Building and Energy and Consumer Protection have joined forces to warn parents and retailers about the risks and rules when using and selling portable pools this summer.
Building and Energy oversees WA’s swimming pool safety barrier standards, which are enforced by local governments, while Consumer Protection regulates product safety.
On average, one child a year drowns in a portable pool in Australia and many more non-fatal incidents result in hospitalisation and long-term injuries. The most at-risk age group is under five.
Building and Energy Executive Director Saj Abdoolakhan said any private swimming pool, portable pool or spa with water more than 30cm deep must have fencing, gates and latches that comply with specific standards and are well maintained and used correctly.
“Portable pools that contain more than a ruler’s depth of water are a drowning hazard for young children, which is why they are subject to the same safety barrier requirements as built-in backyard swimming pools,” Mr Abdoolakhan said.
“Some large portable pools have recently attracted consumer and media interest for their affordability compared to built-in pools, but buyers must also factor in the cost of mandatory pool fencing.
“While there is no substitute for close adult supervision of young children around water, these barriers can be life-saving if a curious toddler is unattended near an inflatable or framed pool set up for the summer.”
Mr Abdoolakhan urged pool owners to contact Building and Energy or their local council for more information about the requirements.
“Failure to adequately fence a pool can result in a $1,000 infringement or a fine of up to $5,000 – more importantly, it could result in a tragedy,” he said.
Consumer Protection Commissioner Penny Lipscombe said retailers and suppliers have a key role in raising awareness of pool safety at the point of sale.
“Under the Australian Consumer Law, portable pools – such as plastic paddling pools, bigger wading pools, inflatable spas or high-sided pools on a frame – must have warning labels to inform the buyer about drowning risks,” Ms Lipscombe said.
"Suppliers of portable pools that fail to comply with the mandatory standards can face hefty penalties up to $1.1 million.

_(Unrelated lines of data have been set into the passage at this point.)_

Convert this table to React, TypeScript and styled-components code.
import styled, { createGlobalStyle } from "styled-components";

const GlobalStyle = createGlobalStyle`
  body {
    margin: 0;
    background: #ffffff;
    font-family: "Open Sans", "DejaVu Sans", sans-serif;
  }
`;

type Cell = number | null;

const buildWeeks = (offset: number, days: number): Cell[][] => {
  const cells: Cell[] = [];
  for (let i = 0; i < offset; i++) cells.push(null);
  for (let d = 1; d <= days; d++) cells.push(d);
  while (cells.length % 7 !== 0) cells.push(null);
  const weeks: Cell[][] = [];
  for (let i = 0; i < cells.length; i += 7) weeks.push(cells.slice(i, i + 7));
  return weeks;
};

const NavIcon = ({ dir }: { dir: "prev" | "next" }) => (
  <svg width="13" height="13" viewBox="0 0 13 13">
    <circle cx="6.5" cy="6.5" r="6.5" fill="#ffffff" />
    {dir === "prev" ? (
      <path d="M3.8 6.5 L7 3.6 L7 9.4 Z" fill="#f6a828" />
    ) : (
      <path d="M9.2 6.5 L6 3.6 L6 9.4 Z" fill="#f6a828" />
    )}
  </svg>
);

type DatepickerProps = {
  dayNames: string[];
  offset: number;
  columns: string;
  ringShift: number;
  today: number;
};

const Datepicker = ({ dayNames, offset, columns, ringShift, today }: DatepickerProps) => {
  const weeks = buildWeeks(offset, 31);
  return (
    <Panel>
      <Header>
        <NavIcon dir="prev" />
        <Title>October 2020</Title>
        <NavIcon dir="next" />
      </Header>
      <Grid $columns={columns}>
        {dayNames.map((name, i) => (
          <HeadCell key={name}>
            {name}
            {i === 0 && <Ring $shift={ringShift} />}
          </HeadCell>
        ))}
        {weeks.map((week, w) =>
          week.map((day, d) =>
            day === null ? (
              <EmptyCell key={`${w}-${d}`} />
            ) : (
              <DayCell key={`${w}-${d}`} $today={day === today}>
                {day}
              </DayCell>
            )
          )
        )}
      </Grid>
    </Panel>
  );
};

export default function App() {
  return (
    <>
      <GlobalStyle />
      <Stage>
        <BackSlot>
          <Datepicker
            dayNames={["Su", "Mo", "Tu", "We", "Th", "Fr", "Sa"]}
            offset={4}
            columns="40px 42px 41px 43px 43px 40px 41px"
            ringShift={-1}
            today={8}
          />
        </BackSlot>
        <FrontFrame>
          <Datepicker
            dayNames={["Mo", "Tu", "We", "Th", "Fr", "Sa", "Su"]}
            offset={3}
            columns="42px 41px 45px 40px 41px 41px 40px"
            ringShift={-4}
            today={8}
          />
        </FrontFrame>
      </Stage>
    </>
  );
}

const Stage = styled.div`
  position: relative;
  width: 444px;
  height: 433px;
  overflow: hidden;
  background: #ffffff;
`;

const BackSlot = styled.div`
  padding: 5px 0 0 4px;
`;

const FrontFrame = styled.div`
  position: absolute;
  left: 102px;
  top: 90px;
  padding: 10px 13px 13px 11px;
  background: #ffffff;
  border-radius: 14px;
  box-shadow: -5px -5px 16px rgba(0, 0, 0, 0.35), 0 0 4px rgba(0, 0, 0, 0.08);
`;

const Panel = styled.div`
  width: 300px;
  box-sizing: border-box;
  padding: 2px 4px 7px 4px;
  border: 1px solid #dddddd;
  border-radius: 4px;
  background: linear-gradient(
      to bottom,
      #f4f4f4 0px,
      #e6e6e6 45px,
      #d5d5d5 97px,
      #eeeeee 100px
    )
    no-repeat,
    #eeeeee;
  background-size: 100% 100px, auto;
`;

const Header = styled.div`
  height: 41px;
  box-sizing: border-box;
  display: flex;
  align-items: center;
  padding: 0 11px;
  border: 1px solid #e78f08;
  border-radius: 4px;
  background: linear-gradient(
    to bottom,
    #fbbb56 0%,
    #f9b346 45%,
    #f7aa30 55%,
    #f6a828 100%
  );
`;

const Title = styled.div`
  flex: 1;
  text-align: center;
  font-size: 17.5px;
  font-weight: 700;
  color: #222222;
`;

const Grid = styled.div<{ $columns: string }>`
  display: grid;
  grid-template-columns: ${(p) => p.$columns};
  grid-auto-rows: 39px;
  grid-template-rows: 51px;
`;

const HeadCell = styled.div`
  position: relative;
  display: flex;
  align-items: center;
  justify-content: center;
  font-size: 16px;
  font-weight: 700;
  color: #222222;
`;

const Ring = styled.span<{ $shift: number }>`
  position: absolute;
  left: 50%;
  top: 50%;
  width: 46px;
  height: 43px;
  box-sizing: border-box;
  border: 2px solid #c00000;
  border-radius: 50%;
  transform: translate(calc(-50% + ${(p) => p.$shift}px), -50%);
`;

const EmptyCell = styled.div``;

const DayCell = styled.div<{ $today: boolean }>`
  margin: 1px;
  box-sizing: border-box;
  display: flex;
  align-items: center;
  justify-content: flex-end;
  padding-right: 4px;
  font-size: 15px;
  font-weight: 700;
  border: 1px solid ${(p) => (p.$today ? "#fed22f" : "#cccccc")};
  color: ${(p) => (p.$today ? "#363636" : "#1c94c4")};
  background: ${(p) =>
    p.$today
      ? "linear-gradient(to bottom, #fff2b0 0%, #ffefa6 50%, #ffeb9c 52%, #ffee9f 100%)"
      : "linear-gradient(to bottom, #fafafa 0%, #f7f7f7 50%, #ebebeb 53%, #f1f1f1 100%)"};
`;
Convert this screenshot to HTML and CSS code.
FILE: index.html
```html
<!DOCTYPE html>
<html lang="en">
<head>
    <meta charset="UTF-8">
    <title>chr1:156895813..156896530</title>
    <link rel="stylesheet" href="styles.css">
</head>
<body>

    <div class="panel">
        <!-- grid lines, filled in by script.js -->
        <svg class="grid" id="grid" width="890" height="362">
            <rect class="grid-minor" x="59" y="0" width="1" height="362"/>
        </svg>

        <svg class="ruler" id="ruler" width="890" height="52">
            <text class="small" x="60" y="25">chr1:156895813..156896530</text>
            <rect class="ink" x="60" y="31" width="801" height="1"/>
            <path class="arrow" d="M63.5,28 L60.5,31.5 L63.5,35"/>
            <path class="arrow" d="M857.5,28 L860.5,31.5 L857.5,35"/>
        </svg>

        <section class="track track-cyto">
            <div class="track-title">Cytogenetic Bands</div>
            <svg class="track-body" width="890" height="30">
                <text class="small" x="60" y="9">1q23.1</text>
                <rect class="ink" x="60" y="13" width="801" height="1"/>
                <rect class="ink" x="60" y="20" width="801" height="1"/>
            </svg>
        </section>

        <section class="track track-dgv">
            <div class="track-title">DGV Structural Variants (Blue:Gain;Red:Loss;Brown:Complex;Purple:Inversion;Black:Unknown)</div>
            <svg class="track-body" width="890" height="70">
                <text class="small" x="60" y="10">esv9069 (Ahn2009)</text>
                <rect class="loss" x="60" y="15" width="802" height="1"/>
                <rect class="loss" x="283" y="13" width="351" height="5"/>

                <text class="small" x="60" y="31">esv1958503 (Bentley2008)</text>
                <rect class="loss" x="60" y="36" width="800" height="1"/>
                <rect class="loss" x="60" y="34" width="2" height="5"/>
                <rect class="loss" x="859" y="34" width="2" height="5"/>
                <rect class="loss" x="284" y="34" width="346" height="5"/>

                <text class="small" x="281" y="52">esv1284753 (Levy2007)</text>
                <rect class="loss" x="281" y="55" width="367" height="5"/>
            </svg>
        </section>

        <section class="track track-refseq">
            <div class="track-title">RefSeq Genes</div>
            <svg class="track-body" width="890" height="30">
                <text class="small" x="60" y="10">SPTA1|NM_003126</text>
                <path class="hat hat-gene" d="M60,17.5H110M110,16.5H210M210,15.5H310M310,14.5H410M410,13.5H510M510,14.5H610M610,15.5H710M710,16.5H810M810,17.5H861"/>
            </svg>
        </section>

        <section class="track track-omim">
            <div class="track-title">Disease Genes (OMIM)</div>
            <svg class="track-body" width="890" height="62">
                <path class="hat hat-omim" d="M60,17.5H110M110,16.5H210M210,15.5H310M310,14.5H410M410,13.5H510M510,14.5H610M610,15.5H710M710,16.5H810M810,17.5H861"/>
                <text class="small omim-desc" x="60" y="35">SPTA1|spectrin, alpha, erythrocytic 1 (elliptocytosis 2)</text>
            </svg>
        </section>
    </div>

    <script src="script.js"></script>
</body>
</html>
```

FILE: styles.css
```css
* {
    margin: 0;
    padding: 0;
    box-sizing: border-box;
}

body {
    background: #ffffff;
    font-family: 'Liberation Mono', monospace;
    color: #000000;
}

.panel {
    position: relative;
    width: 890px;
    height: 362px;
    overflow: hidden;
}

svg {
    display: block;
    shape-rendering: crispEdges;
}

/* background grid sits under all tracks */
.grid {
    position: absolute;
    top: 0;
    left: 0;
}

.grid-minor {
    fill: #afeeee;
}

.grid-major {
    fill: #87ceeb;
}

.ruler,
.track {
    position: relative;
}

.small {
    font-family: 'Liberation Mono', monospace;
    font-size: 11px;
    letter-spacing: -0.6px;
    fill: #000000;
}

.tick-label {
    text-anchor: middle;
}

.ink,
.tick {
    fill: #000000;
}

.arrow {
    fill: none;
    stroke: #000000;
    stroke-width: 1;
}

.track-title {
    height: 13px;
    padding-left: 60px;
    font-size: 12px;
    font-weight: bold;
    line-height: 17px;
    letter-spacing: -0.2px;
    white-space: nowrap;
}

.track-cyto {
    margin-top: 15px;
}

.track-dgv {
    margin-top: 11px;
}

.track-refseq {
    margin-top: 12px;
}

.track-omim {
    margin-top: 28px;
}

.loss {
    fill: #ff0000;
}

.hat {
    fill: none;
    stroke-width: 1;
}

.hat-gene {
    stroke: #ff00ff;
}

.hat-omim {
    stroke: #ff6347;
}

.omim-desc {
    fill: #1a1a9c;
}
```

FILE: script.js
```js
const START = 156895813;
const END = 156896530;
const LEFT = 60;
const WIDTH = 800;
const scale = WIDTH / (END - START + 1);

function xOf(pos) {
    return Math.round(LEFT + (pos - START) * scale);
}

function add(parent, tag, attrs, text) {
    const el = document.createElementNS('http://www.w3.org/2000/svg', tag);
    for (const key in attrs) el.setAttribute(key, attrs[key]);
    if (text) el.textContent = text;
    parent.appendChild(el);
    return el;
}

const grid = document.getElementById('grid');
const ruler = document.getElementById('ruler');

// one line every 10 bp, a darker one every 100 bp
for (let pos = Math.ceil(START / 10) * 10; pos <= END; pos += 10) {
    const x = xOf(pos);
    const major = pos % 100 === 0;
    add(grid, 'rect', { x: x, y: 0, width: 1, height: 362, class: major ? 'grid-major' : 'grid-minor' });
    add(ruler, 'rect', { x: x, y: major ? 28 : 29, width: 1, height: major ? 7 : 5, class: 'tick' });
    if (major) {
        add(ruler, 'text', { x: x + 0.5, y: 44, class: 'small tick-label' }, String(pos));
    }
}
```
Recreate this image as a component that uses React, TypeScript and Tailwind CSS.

Consumer Protection’s trader engagement officers continue to work closely with retailers to ensure the standards are upheld. So far in December, we have inspected more than 100 product lines and found one issue of non-compliance.”
Many stores are also displaying materials from the Don’t Duck Out, Make It SAFE campaign, which highlights four key safety messages for parents:
- Supervise. Adults must actively watch children within arm’s reach. Don't leave children in charge.
- Act. Be emergency-ready by learning CPR and calling triple zero (000) for help.
- Fence. In most parts of WA, pools with water more than 30cm deep are legally required to have a compliant safety barrier. Check with your local council.
- Empty. For pools that don’t need to be fenced, keep watch all day then pour out the water and store the pool away from children in a place where it can't refill with rain or sprinkler water.
Useful resources are available at the Department of Mines, Industry Regulation and Safety website (dmirs.wa.gov.au/rules-for-pools and dmirs.wa.gov.au/portable-pools), including a Rules for Pools and Spas booklet that explains the pool barrier requirements and a Rules for Portable Pools brochure with a handy checklist.